Before responding to the client’s request it can be useful first of all to check out with the client ‘has it ever been useful to you in the past when people have told you what to do?’ When the client answers ‘no, it’s never really helped before, the worker can get right back on with asking questions that might make a difference from the preferred, de-centred position.’
Before doing that could I just ask some questions
In these circumstances it is often possible to respond to the client by stating that before offering any suggestion the worker has some more questions to ask. Focusing these questions on instances and exceptions, on what’s worked for the client in the past, what has helped the client to cope, to get through or to get by, will elicit evidence from the client of what he is doing right. The client can then safely be advised to ‘Do more of it’.
3 + 1
If the worker is going to offer advice then it is possible to do this from a position within which the client is still framed as the expert chooser. ‘In this sort of situation in the past I’ve known people who have done x, people who’ve done y and people who’ve done z. All of those have seemed to work for them. You know yourselves much better than I know you so which of those do you think would be most useful for you and your family or do you think that you will find your own and different way of moving forward?’
Offering the client a task with which to experiment fits the bill of offering a firm suggestion, implicitly fits the invitation from the client to take on an expert position, but leaves the solution with the client. ‘Until we meet again I’d like you to experiment with something and to watch out carefully for what difference it makes. Each day for one hour in the morning I’d like you to pretend that the miracle has happened and to see how other people respond differently to you. Would that be OK?’ This experimenting was a favourite suggestion of Steve de Shazer’s, used by him for example in the teaching tape ‘the Right Path’. Naturally the worker will follow this up in the next session by asking about the difference that the experiment made and focusing in particular on ‘how did you do that?’ when positive changes are reported.

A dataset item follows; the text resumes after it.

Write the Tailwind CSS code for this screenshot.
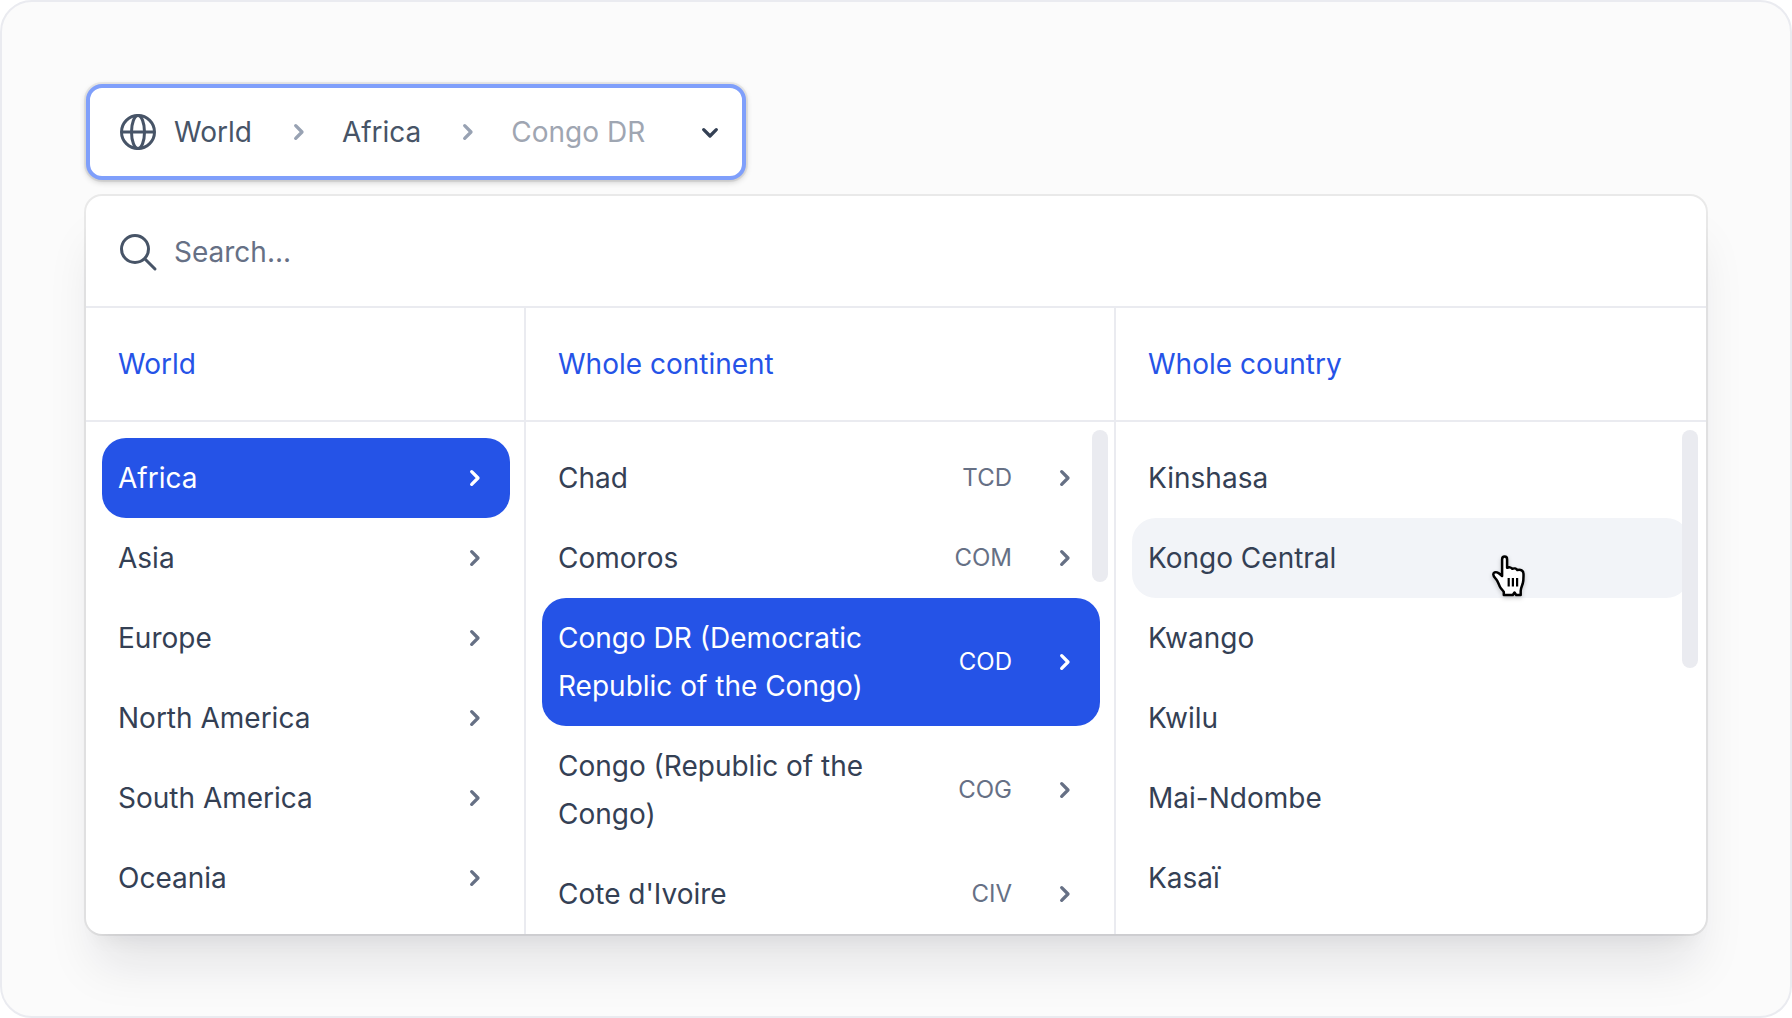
<!DOCTYPE html>
<html lang="en">
<head>
<meta charset="utf-8">
<meta name="viewport" content="width=device-width, initial-scale=1">
<title>Region picker</title>
<script src="https://cdn.jsdelivr.net/npm/@tailwindcss/browser@4"></script>
</head>
<body class="bg-white font-['Inter',sans-serif] text-[28px] leading-[48px] text-[#344054]">
<svg class="hidden" aria-hidden="true">
  <symbol id="chevron" viewBox="0 0 40 40"><path d="M17.700 13.700l6.300 6.300-6.300 6.300" fill="none" stroke="currentColor" stroke-width="3.300" stroke-linecap="round" stroke-linejoin="round"/></symbol>
</svg>
<main class="min-h-screen rounded-[32px] border-2 border-[#eaebf0] bg-[#fbfbfb] px-[84px] py-[82px]">

  <!-- Selected path -->
  <div class="flex h-24 w-fit items-center rounded-2xl border-4 border-[#7f9ffb] bg-white pr-3 pl-7 shadow-[0_0_0_2px_rgb(0_0_0/0.06),0_2px_6px_rgb(0_0_0/0.2)]">
    <button class="flex items-center gap-4 text-[#475467]">
      <svg class="size-10" viewBox="0 0 40 40" fill="none" stroke="currentColor" stroke-width="3"><circle cx="20" cy="20" r="16.5"/><ellipse cx="20" cy="20" rx="6.5" ry="16.5"/><path d="M3.500 20h33"/></svg>
      World
    </button>
    <svg class="mr-6 ml-[26px] size-10 text-[#98a2b3]"><use href="#chevron"/></svg>
    <button class="text-[#475467]">Africa</button>
    <svg class="mr-6 ml-[26px] size-10 text-[#98a2b3]"><use href="#chevron"/></svg>
    <button class="text-[#9fa6b2]">Congo DR</button>
    <button class="ml-[45px]" aria-label="Toggle list"><svg class="size-10 rotate-90"><use href="#chevron"/></svg></button>
  </div>

  <!-- Drop-down panel -->
  <div class="mt-4 rounded-2xl bg-white shadow-[0_0_0_2px_rgb(0_0_0/0.07),0_40px_50px_-10px_rgb(16_24_40/0.1),0_16px_20px_-12px_rgb(16_24_40/0.06)]">
    <label class="flex h-28 items-center gap-4 border-b-2 border-[#eaebf0] px-8 pt-[2px]">
      <svg class="size-10 text-[#475467]" viewBox="0 0 40 40" fill="none" stroke="currentColor" stroke-width="3" stroke-linecap="round"><circle cx="17" cy="17" r="13.500"/><path d="M27 27l10 10"/></svg>
      <input type="text" placeholder="Search..." aria-label="Search" class="min-w-0 flex-1 outline-none placeholder:text-[#667085]">
    </label>
    <div class="grid grid-cols-[440px_1fr_1fr]">

      <section class="border-r-2 border-[#eaebf0]">
        <div class="flex h-[114px] items-center border-b-2 border-[#eaebf0] px-8"><button class="text-[#2553e7]">World</button></div>
        <div class="py-4 pr-[14px] pl-4">
          <button class="flex w-full items-center justify-between rounded-3xl bg-[#2553e7] p-4 text-left text-white">Africa<svg class="size-10"><use href="#chevron"/></svg></button>
          <button class="flex w-full items-center justify-between rounded-3xl p-4 text-left">Asia<svg class="size-10 text-[#667085]"><use href="#chevron"/></svg></button>
          <button class="flex w-full items-center justify-between rounded-3xl p-4 text-left">Europe<svg class="size-10 text-[#667085]"><use href="#chevron"/></svg></button>
          <button class="flex w-full items-center justify-between rounded-3xl p-4 text-left">North America<svg class="size-10 text-[#667085]"><use href="#chevron"/></svg></button>
          <button class="flex w-full items-center justify-between rounded-3xl p-4 text-left">South America<svg class="size-10 text-[#667085]"><use href="#chevron"/></svg></button>
          <button class="flex w-full items-center justify-between rounded-3xl p-4 text-left">Oceania<svg class="size-10 text-[#667085]"><use href="#chevron"/></svg></button>
        </div>
      </section>

      <section class="border-r-2 border-[#eaebf0]">
        <div class="flex h-[114px] items-center border-b-2 border-[#eaebf0] px-8"><button class="text-[#2553e7]">Whole continent</button></div>
        <div class="relative pt-4 pr-[14px] pl-4">
          <button class="flex w-full items-center gap-8 rounded-3xl p-4 text-left"><span class="flex-1">Chad</span><span class="text-2xl text-[#667085]">TCD</span><svg class="size-10 text-[#667085]"><use href="#chevron"/></svg></button>
          <button class="flex w-full items-center gap-8 rounded-3xl p-4 text-left"><span class="flex-1">Comoros</span><span class="text-2xl text-[#667085]">COM</span><svg class="size-10 text-[#667085]"><use href="#chevron"/></svg></button>
          <button class="flex w-full items-center gap-8 rounded-3xl bg-[#2553e7] p-4 text-left text-white"><span class="flex-1">Congo DR (Democratic Republic of the Congo)</span><span class="text-2xl">COD</span><svg class="size-10"><use href="#chevron"/></svg></button>
          <button class="flex w-full items-center gap-8 rounded-3xl p-4 text-left"><span class="flex-1">Congo (Republic of the Congo)</span><span class="text-2xl text-[#667085]">COG</span><svg class="size-10 text-[#667085]"><use href="#chevron"/></svg></button>
          <button class="flex w-full items-center gap-8 rounded-3xl p-4 text-left"><span class="flex-1">Cote d'Ivoire</span><span class="text-2xl text-[#667085]">CIV</span><svg class="size-10 text-[#667085]"><use href="#chevron"/></svg></button>
          <div class="absolute top-2 right-[6px] h-[152px] w-4 rounded-full bg-[#eaebf0]"></div>
        </div>
      </section>

      <section>
        <div class="flex h-[114px] items-center border-b-2 border-[#eaebf0] px-8"><button class="text-[#2553e7]">Whole country</button></div>
        <div class="relative px-4 pt-4">
          <button class="block w-full rounded-3xl p-4 text-left">Kinshasa</button>
          <button class="relative block w-full rounded-3xl bg-[#f2f4f8] p-4 text-left">Kongo Central
            <svg class="absolute top-9 right-[164px] h-11 w-9 drop-shadow-[0_2px_2px_rgb(0_0_0/0.2)]" viewBox="0 0 36 44" fill="#fff" stroke="#000" stroke-width="2.500" stroke-linejoin="round"><path d="M13.800 41v-3c-1.200-2-3-3.500-4-5.500-1.300-2.500-1.800-5-3.600-7.200-1.300-1.600-3-3.200-2.900-5 .1-1.900 2-2.500 3.800-1.900 2 .7 3.500 2.300 5 3.600V5.500c0-3.900 5-3.900 5 0v8.300c1.800-.9 4.200-.6 5.200 1 1.700-.8 4-.2 5 1.200 3.400-.9 6.200.4 6.200 3.800 0 3.400.2 7-.8 10-1 2.700-1.900 4.600-2 7.200v4h-4.500l-1.700-2.500-1.700 2.500z"/><path d="M18.700 24v8.500M22.900 24v8.500M27.100 24v8.500" stroke-width="2.200"/></svg>
          </button>
          <button class="block w-full rounded-3xl p-4 text-left">Kwango</button>
          <button class="block w-full rounded-3xl p-4 text-left">Kwilu</button>
          <button class="block w-full rounded-3xl p-4 text-left">Mai-Ndombe</button>
          <button class="block w-full rounded-3xl p-4 text-left">Kasaï</button>
          <div class="absolute top-2 right-2 h-[238px] w-4 rounded-full bg-[#eaebf0]"></div>
        </div>
      </section>
    </div>
  </div>
</main>
</body>
</html>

Worker overwhelmed with certainty
There are times, and all of us might recognise these, whether at the end of a session or during the course of it, that we are overwhelmed with certainly as to what we believe that the client should do to resolve his problem. The certainty can become such that we are incapable of continuing to listen to the client, incapable of continuing to be curious about the client’s life in the face of the whispering that we hear in our ears ‘if only he just did that’, ‘if only he would just do that’. In order to discharge this burden of certainty with a view to getting on with the work the worker can say to the client ‘do you mind me interrupting you for a second? While you’ve been talking I’ve been overwhelmed by an idea of what you could do to sort this out. You’ve probably tried it before and it probably did not work but have you ever tried to …?’ Since the client probably has tried it before and it probably did not work framing the suggestion in this way allows the client not to have to be polite. The client will not feel obliged to protect the worker’s feelings by pretending that this is the first time she has ever heard this (in fact the last 4 workers all said the same thing and it never did work), he will therefore be able to agree with the worker that this does not help. The worker will then be able to get back to work, listening to the client, hearing clues, building possibilities. Of course occasionally the client will reach out to the worker and hold on to the suggestion before she puts it away. Just every now and again our obsessive ideas really are useful. Some workers take the view that it is unethical to withhold a good suggestion. This framing can offer an answer to their dilemma: how do I share the idea in a way that is not overly impositional in the client’s life.